LOS ANGELES (Reuters) - The billionaire owner of the St. Louis Rams unveiled plans on Monday to build a stadium in Los Angeles that could house his team in three years, even though the NFL has delayed allowing any team to relocate to the nation’s second-largest market.
Rams owner Stan Kroenke would partner with Stockbridge Capital Group to construct an 80,000-seat stadium in suburban Inglewood as part of a larger entertainment, commercial and residential development at the defunct Hollywood Park horse track.
The plan is the latest of more than a dozen stadium proposals to have emerged since the National Football League abandoned Los Angeles in 1994. The Rams had played in the Los Angeles area since 1946 before moving to St. Louis.
Kroenke’s plan, first reported by the Los Angeles Times, marks the first time an existing team owner has controlled a local site large enough for a stadium and parking.
“This is probably the best place for a large sports venue,” said Christopher Meany, senior vice president of the joint venture, Hollywood Park Land Co.
The proposed 238-acre (96-hectare) site lies near the Los Angeles International Airport and at the junction of major highways. No financial details were released.
The plan also could help revive Inglewood, which has nearly a quarter of residents below the poverty line, as an entertainment hub after the NBA’s Lakers and NHL’s Kings left the nearby Forum arena more than a decade ago.
The planned covered stadium could host other sports, including soccer and basketball, Meany said.
NFL spokesman Brian McCarthy said “no team has applied for relocation and there will be no team relocations for the 2015 season.”
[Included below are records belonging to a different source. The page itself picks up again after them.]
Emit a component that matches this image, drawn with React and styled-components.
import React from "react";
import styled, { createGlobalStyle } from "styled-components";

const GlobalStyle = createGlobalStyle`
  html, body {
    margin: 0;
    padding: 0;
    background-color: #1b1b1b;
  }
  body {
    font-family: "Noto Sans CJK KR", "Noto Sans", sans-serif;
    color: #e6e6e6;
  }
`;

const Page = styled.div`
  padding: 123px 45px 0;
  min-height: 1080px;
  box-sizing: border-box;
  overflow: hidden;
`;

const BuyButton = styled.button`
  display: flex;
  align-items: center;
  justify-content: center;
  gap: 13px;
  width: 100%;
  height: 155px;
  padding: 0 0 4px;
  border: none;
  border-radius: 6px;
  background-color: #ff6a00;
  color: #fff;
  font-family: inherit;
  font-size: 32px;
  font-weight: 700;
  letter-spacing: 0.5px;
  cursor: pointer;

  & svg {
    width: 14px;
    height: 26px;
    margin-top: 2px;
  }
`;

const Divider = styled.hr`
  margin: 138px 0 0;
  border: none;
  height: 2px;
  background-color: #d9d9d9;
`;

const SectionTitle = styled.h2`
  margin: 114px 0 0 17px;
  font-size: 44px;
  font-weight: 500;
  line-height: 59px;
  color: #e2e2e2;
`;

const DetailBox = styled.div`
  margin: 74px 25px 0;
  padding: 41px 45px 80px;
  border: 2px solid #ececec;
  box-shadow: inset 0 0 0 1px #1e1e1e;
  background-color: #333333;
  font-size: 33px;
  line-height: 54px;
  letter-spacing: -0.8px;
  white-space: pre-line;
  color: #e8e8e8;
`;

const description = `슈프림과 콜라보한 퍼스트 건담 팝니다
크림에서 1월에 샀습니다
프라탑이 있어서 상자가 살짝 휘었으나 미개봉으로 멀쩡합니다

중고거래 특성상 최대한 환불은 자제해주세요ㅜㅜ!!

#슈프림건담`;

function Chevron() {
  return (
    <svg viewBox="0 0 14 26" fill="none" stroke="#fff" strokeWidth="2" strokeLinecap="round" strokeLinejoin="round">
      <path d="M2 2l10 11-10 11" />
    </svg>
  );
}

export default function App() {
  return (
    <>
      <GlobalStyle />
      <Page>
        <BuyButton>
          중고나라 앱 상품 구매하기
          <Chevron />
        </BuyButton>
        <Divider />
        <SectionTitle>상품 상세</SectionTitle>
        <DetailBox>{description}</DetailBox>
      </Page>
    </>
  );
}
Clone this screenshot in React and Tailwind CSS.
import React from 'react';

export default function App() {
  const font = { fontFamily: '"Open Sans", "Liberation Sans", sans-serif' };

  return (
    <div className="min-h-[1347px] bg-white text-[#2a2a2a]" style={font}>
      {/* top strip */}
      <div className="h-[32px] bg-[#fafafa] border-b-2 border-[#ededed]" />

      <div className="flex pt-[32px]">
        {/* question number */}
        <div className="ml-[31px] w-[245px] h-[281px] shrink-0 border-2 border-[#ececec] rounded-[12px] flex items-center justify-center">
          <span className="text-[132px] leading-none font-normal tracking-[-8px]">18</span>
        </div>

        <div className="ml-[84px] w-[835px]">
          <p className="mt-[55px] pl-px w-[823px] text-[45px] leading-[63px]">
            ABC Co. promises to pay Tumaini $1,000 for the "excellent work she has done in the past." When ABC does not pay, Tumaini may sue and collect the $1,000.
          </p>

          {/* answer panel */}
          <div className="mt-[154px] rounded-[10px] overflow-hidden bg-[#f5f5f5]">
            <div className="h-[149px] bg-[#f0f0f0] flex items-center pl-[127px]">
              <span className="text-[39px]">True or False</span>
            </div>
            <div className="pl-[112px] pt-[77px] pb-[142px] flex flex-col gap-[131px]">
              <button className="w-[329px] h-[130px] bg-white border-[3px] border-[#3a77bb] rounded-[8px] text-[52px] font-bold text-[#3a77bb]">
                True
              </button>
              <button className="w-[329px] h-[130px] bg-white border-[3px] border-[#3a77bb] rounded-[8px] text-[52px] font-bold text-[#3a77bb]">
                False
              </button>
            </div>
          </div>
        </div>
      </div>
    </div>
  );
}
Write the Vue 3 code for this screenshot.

The threat of relocating to Los Angeles has been used as a bargaining chip by several NFL teams negotiating stadium deals done in their current cities.
But Southern California city governments have refused to fund a stadium, and the Inglewood construction would not rely on tax dollars, developers said. If the project wins a local ballot measure this year, it could be completed as soon as 2018.
The Rams refused comment on any relocation plans, but the team is displeased with its current stadium, the 20-year-old Edward Jones Dome.
The Rams can choose later this month to convert to an annual lease at the dome. The plan by Kroenke, a real estate and sports franchise magnate, puts pressure on St. Louis either to come up with a deal for a new stadium or potentially see the team leave.
The Rams were one of two NFL teams to depart Los Angeles in the 1990s. The Raiders returned to Oakland from Los Angeles after the 1994 season.